Ao longo da década de 1920, Mário de Andrade continuou a escrever sem descanso, trabalhando em várias frentes. Entre outras obras, publicou o ensaio “A escrava que não é Isaura”, tratando das tendências da poesia modernista (1925); o livro de poemas “Clã do jabuti” (1927), em que recriava contos e canções da tradição oral, aprofundando seu trabalho como folclorista; o primeiro romance, “Amar: verbo intransitivo”, sobre o relacionamento entre um adolescente da classe alta paulista e a governanta alemã contratada por seu pai para iniciá-lo sexualmente (também 1927); e, em 1928, o romance “Macunaíma, o herói sem nenhum caráter”, uma epopeia na qual se misturam mitologia, folclore, sátira e crítica social. O livro é considerado por muitos pesquisadores uma das obras mais significativas da literatura brasileira.
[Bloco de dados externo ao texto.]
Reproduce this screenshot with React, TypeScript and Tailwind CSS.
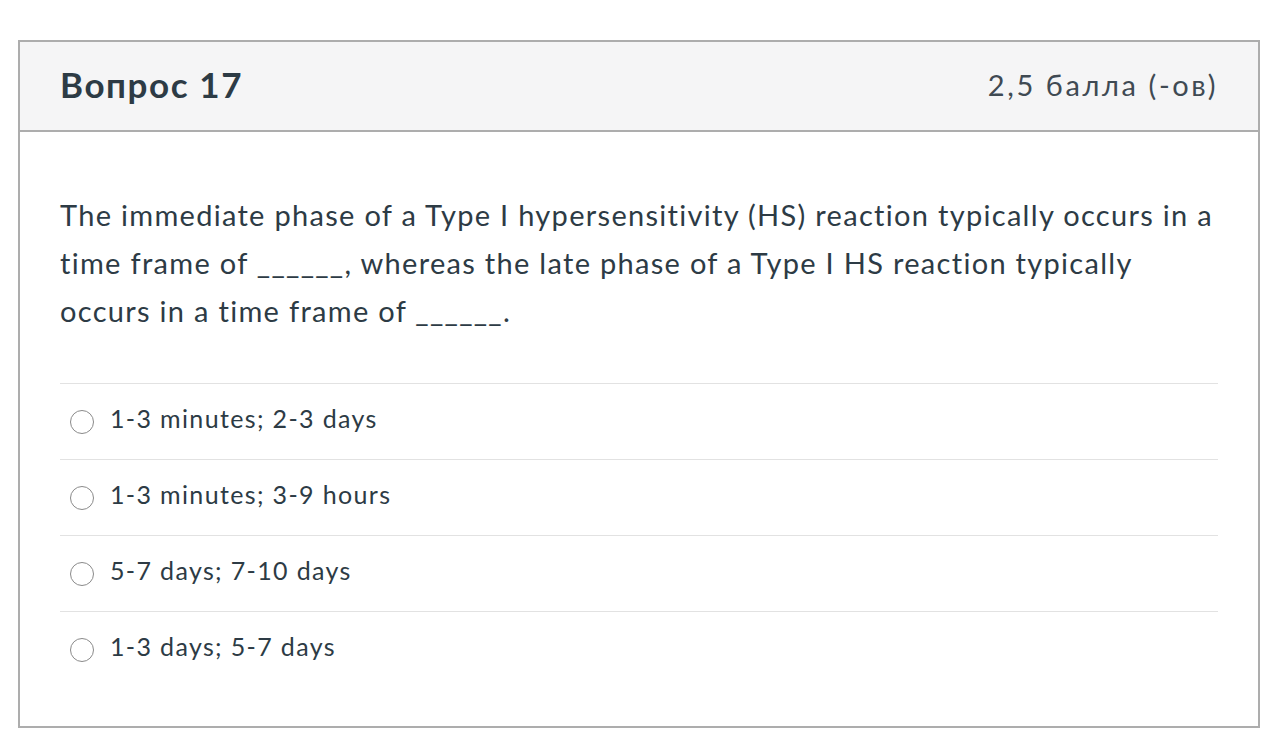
const options = [
  "1-3 minutes; 2-3 days",
  "1-3 minutes; 3-9 hours",
  "5-7 days; 7-10 days",
  "1-3 days; 5-7 days",
];

export default function App() {
  return (
    <div
      className="min-h-[738px] bg-white pt-[40px] pl-[18px]"
      style={{ fontFamily: "Lato, 'Noto Sans', sans-serif" }}
    >
      <div className="w-[1242px] border-2 border-[#adadad] text-[#2d3b45]">
        <div className="flex h-[90px] items-center justify-between border-b-2 border-[#adadad] bg-[#f5f5f6] px-[40px]">
          <h2 className="mb-[3px] text-[35px] font-bold leading-none tracking-[1.6px]">Вопрос 17</h2>
          <div className="mb-[3px] text-[29px] leading-none tracking-[2.6px] text-[#3f4a53]">2,5 балла (-ов)</div>
        </div>
        <div className="px-[40px] pt-[59px] pb-[39px]">
          <p className="text-[29px] leading-[48px] tracking-[1.3px] text-[#2d3b45]">
            The immediate phase of a Type I hypersensitivity (HS) reaction typically occurs in a
            time frame of ______, whereas the late phase of a Type I HS reaction typically occurs
            in a time frame of ______.
          </p>
          <div className="mt-[48px]">
            {options.map((o) => (
              <label
                key={o}
                className="flex h-[76px] items-center gap-[16px] border-t border-[#e2e2e2] pl-[10px]"
              >
                <span className="h-[24px] w-[24px] shrink-0 rounded-full border-[1.5px] border-[#8a8a8a] bg-white" />
                <span className="mb-[7px] text-[25px] leading-none tracking-[1.35px] text-[#2d3b45]">{o}</span>
              </label>
            ))}
          </div>
        </div>
      </div>
    </div>
  );
}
Primeira edição de “Macunaíma”, com tiragem de 800 exemplares, feita na gráfica de Eugenio Cupolo. Divisão de Obras Raras.

Entre 1934 e 1942, Mário de Andrade escreveu para o jornal “O Estado de São Paulo” sobre temas variados. Parte dessa colaboração foi enviada do Rio de Janeiro, pois, durante alguns anos, o escritor atuou no Instituto de Artes da Universidade do Distrito Federal (atual UERJ).

Aula inaugural proferida no Conservatório Dramático e Musical de São Paulo a 11/7/1942, em que Mário de Andrade foi professor de História da Música. O texto foi publicado na Revista do Arquivo Municipal, um dos vários periódicos em que publicou crônicas, resenhas e ensaios. Hemeroteca Digital.

Mário de Andrade exerceu diversas funções na administração pública. Em 1935, participou da idealização do Departamento de Cultura da Municipalidade Paulistana, mais tarde Secretaria Municipal de Cultura de São Paulo, do qual foi o primeiro diretor. Em sua gestão a Biblioteca Municipal foi reformulada, fundou-se uma biblioteca infantil e juvenil, implementada pela bibliotecária e pedagoga Lenyra Fracarolli, e surgiu o projeto das bibliotecas volantes, que até hoje é atuante em São Paulo por meio dos ônibus-biblioteca. Mário de Andrade também redigiu o projeto para a criação do Serviço de Patrimônio Histórico e Artístico Nacional (SPHAN), fundou a Sociedade de Etnologia e Folclore, organizou congressos e encontros. O Arquivo Artur Ramos, que integra a Divisão de Manuscritos, conta com várias cartas enviadas ao titular por Mário de Andrade, tratando desses eventos, de folclore e de publicações.

Carta a Artur Ramos informando sobre o novo diretor do Departamento de Cultura. 1938. Divisão de Manuscritos.

Além dos livros já citados, Mário de Andrade publicou vários outros, de poemas, crônicas, ensaios e musicologia. Algumas obras viriam ao mundo em edições póstumas. Embora respeitado e considerado um escritor de destaque, as divergências com o governo de Getúlio Vargas impediram que houvesse grande comoção na época de sua morte (que ocorreu por enfarte, em fevereiro de 1945), mas depois disso o autor teve sua obra revisitada, passando a ser considerado um dos maiores expoentes culturais do país. Em 1960, a Biblioteca Municipal de São Paulo passou a se chamar Mário de Andrade em sua homenagem, e é hoje a segunda maior biblioteca do país, com mais de 3 milhões de itens em seu acervo.

Fotografia de Mário de Andrade por Grigori Warchavchik. Publicada na Revista do Arquivo Municipal n. 106 (1946). Hemeroteca Digital.